**Task requirements**
Write every line out verbatim and omit the pictures.

**Listed records**
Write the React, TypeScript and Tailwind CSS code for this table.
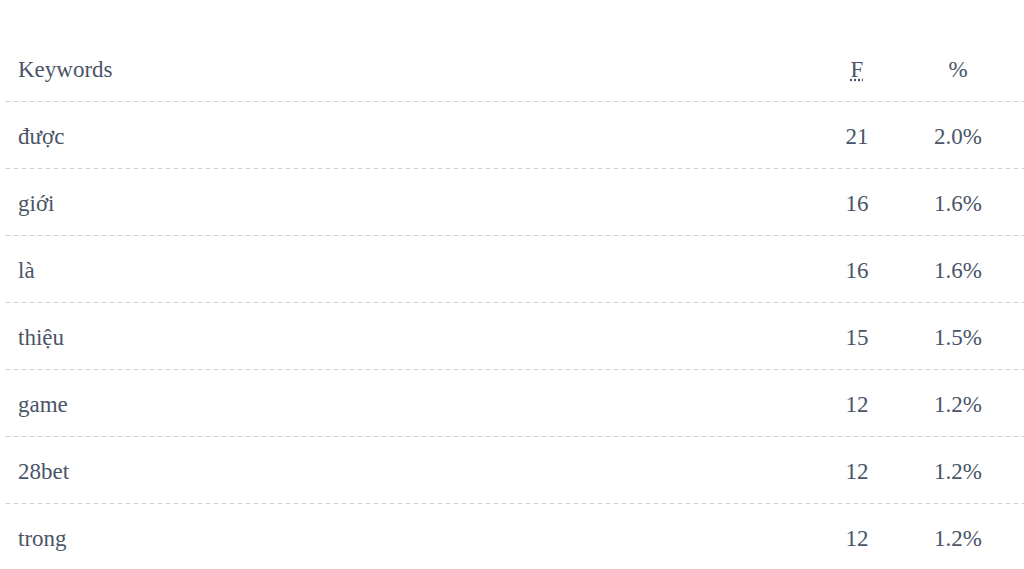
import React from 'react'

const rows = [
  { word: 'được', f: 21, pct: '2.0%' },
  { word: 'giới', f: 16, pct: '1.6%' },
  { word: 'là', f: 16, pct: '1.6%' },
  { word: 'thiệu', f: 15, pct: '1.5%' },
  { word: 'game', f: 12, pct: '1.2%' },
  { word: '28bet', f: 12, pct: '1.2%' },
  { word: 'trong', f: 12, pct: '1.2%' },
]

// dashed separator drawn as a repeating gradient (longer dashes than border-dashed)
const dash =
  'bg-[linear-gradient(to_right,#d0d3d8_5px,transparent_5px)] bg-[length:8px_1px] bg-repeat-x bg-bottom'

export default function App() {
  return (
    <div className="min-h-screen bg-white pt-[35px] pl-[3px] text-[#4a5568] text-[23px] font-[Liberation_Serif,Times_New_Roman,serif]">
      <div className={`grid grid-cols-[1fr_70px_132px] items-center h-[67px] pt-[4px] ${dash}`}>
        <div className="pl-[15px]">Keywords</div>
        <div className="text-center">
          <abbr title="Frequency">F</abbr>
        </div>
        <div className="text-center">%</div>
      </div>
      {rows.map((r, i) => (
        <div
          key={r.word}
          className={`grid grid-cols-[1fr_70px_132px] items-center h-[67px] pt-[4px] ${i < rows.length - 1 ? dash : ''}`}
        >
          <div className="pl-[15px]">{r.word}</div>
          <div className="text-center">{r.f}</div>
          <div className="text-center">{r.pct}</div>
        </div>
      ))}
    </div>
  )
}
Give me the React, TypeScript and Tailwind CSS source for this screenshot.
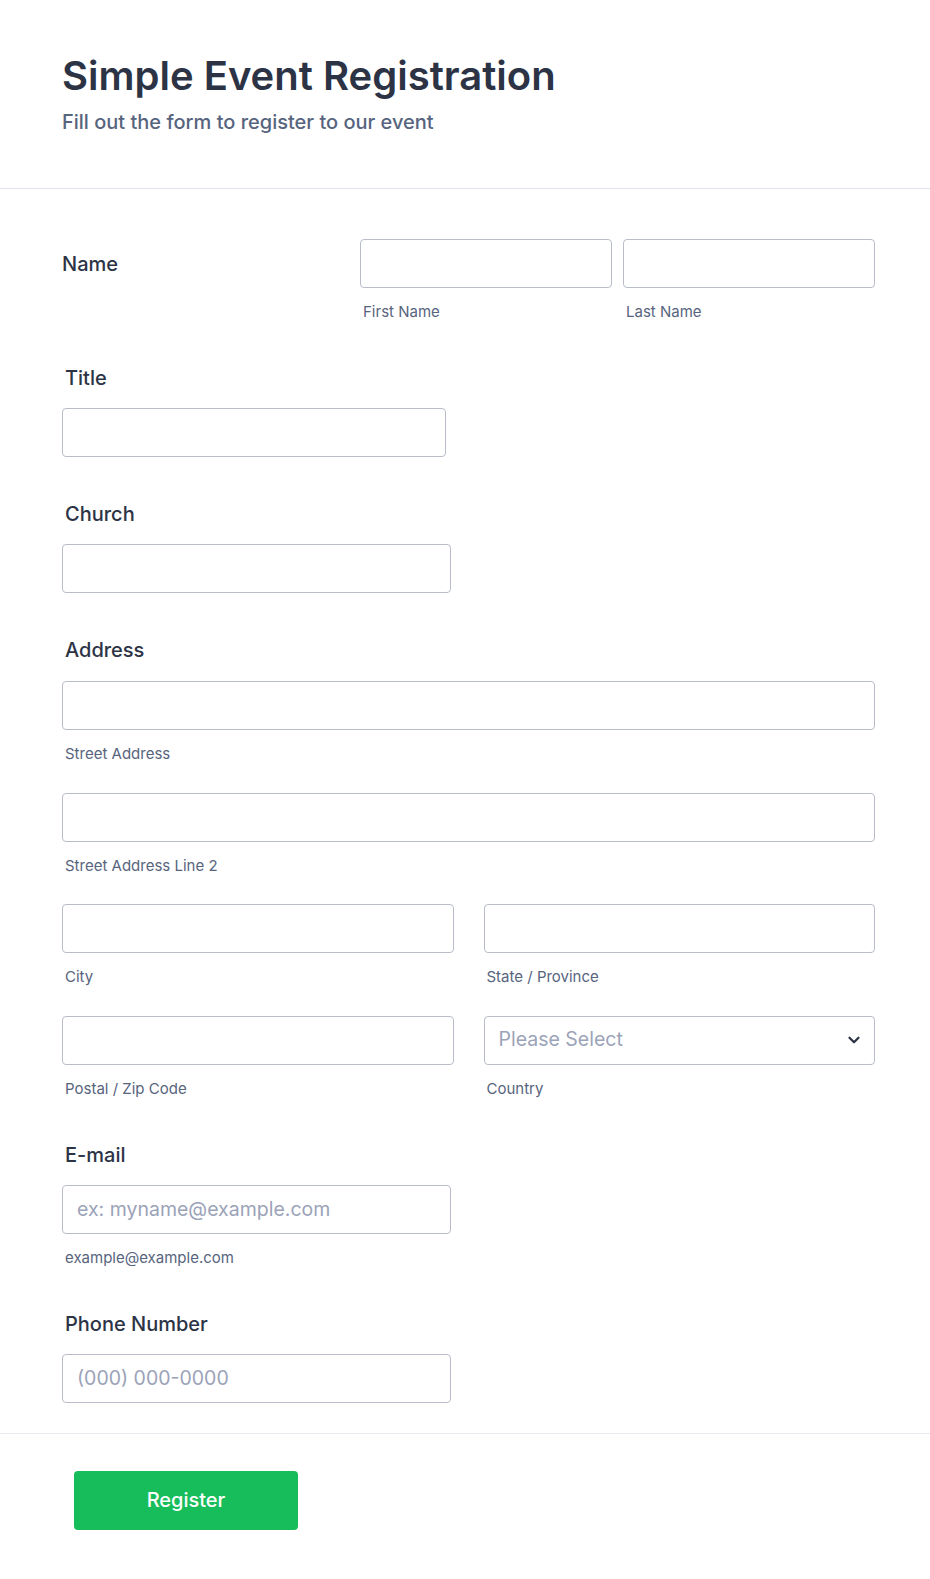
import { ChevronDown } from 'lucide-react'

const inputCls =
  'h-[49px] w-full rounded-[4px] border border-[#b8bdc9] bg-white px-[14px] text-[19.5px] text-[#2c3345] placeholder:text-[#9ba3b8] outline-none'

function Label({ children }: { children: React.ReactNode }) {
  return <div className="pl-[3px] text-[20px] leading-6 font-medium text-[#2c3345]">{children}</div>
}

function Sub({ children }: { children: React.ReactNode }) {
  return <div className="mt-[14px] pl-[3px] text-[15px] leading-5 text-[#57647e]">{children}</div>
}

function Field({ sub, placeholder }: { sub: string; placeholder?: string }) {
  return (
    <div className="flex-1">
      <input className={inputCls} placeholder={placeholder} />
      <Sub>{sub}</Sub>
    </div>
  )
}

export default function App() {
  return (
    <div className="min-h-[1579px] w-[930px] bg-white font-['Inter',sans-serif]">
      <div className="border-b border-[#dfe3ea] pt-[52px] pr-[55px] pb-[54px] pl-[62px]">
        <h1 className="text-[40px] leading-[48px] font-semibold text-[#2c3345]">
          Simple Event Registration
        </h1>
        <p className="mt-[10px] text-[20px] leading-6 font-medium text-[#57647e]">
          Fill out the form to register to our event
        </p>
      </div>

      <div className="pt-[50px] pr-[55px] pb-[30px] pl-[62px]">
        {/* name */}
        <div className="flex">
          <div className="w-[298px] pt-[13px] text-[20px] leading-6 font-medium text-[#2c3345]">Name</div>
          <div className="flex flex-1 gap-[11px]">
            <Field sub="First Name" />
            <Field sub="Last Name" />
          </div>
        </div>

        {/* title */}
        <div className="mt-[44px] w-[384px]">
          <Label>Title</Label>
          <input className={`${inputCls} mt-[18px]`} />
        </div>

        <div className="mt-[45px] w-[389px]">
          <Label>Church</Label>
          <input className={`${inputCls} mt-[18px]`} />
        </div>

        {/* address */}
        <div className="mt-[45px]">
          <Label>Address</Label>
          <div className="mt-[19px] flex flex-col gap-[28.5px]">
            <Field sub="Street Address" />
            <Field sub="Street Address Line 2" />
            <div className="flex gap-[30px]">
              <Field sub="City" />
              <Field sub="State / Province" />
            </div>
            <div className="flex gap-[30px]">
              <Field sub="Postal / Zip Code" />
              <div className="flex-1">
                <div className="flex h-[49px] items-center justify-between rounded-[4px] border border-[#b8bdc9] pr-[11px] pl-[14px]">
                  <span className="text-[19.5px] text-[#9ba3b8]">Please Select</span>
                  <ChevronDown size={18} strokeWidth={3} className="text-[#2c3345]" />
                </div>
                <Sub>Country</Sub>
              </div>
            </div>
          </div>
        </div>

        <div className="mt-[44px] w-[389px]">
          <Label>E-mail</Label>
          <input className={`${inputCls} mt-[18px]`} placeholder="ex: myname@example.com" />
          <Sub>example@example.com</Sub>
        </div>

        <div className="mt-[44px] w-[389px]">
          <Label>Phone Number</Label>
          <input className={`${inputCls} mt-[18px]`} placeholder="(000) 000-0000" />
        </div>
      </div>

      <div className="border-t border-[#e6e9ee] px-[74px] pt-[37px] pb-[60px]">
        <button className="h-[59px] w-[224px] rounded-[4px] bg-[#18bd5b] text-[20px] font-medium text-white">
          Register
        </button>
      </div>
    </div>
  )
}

**Output for this exercise**
Write the React, TypeScript and Tailwind CSS code for this table.
import React from 'react'

const rows = [
  { word: 'được', f: 21, pct: '2.0%' },
  { word: 'giới', f: 16, pct: '1.6%' },
  { word: 'là', f: 16, pct: '1.6%' },
  { word: 'thiệu', f: 15, pct: '1.5%' },
  { word: 'game', f: 12, pct: '1.2%' },
  { word: '28bet', f: 12, pct: '1.2%' },
  { word: 'trong', f: 12, pct: '1.2%' },
]

// dashed separator drawn as a repeating gradient (longer dashes than border-dashed)
const dash =
  'bg-[linear-gradient(to_right,#d0d3d8_5px,transparent_5px)] bg-[length:8px_1px] bg-repeat-x bg-bottom'

export default function App() {
  return (
    <div className="min-h-screen bg-white pt-[35px] pl-[3px] text-[#4a5568] text-[23px] font-[Liberation_Serif,Times_New_Roman,serif]">
      <div className={`grid grid-cols-[1fr_70px_132px] items-center h-[67px] pt-[4px] ${dash}`}>
        <div className="pl-[15px]">Keywords</div>
        <div className="text-center">
          <abbr title="Frequency">F</abbr>
        </div>
        <div className="text-center">%</div>
      </div>
      {rows.map((r, i) => (
        <div
          key={r.word}
          className={`grid grid-cols-[1fr_70px_132px] items-center h-[67px] pt-[4px] ${i < rows.length - 1 ? dash : ''}`}
        >
          <div className="pl-[15px]">{r.word}</div>
          <div className="text-center">{r.f}</div>
          <div className="text-center">{r.pct}</div>
        </div>
      ))}
    </div>
  )
}
Give me the React, TypeScript and Tailwind CSS source for this screenshot.
import { ChevronDown } from 'lucide-react'

const inputCls =
  'h-[49px] w-full rounded-[4px] border border-[#b8bdc9] bg-white px-[14px] text-[19.5px] text-[#2c3345] placeholder:text-[#9ba3b8] outline-none'

function Label({ children }: { children: React.ReactNode }) {
  return <div className="pl-[3px] text-[20px] leading-6 font-medium text-[#2c3345]">{children}</div>
}

function Sub({ children }: { children: React.ReactNode }) {
  return <div className="mt-[14px] pl-[3px] text-[15px] leading-5 text-[#57647e]">{children}</div>
}

function Field({ sub, placeholder }: { sub: string; placeholder?: string }) {
  return (
    <div className="flex-1">
      <input className={inputCls} placeholder={placeholder} />
      <Sub>{sub}</Sub>
    </div>
  )
}

export default function App() {
  return (
    <div className="min-h-[1579px] w-[930px] bg-white font-['Inter',sans-serif]">
      <div className="border-b border-[#dfe3ea] pt-[52px] pr-[55px] pb-[54px] pl-[62px]">
        <h1 className="text-[40px] leading-[48px] font-semibold text-[#2c3345]">
          Simple Event Registration
        </h1>
        <p className="mt-[10px] text-[20px] leading-6 font-medium text-[#57647e]">
          Fill out the form to register to our event
        </p>
      </div>

      <div className="pt-[50px] pr-[55px] pb-[30px] pl-[62px]">
        {/* name */}
        <div className="flex">
          <div className="w-[298px] pt-[13px] text-[20px] leading-6 font-medium text-[#2c3345]">Name</div>
          <div className="flex flex-1 gap-[11px]">
            <Field sub="First Name" />
            <Field sub="Last Name" />
          </div>
        </div>

        {/* title */}
        <div className="mt-[44px] w-[384px]">
          <Label>Title</Label>
          <input className={`${inputCls} mt-[18px]`} />
        </div>

        <div className="mt-[45px] w-[389px]">
          <Label>Church</Label>
          <input className={`${inputCls} mt-[18px]`} />
        </div>

        {/* address */}
        <div className="mt-[45px]">
          <Label>Address</Label>
          <div className="mt-[19px] flex flex-col gap-[28.5px]">
            <Field sub="Street Address" />
            <Field sub="Street Address Line 2" />
            <div className="flex gap-[30px]">
              <Field sub="City" />
              <Field sub="State / Province" />
            </div>
            <div className="flex gap-[30px]">
              <Field sub="Postal / Zip Code" />
              <div className="flex-1">
                <div className="flex h-[49px] items-center justify-between rounded-[4px] border border-[#b8bdc9] pr-[11px] pl-[14px]">
                  <span className="text-[19.5px] text-[#9ba3b8]">Please Select</span>
                  <ChevronDown size={18} strokeWidth={3} className="text-[#2c3345]" />
                </div>
                <Sub>Country</Sub>
              </div>
            </div>
          </div>
        </div>

        <div className="mt-[44px] w-[389px]">
          <Label>E-mail</Label>
          <input className={`${inputCls} mt-[18px]`} placeholder="ex: myname@example.com" />
          <Sub>example@example.com</Sub>
        </div>

        <div className="mt-[44px] w-[389px]">
          <Label>Phone Number</Label>
          <input className={`${inputCls} mt-[18px]`} placeholder="(000) 000-0000" />
        </div>
      </div>

      <div className="border-t border-[#e6e9ee] px-[74px] pt-[37px] pb-[60px]">
        <button className="h-[59px] w-[224px] rounded-[4px] bg-[#18bd5b] text-[20px] font-medium text-white">
          Register
        </button>
      </div>
    </div>
  )
}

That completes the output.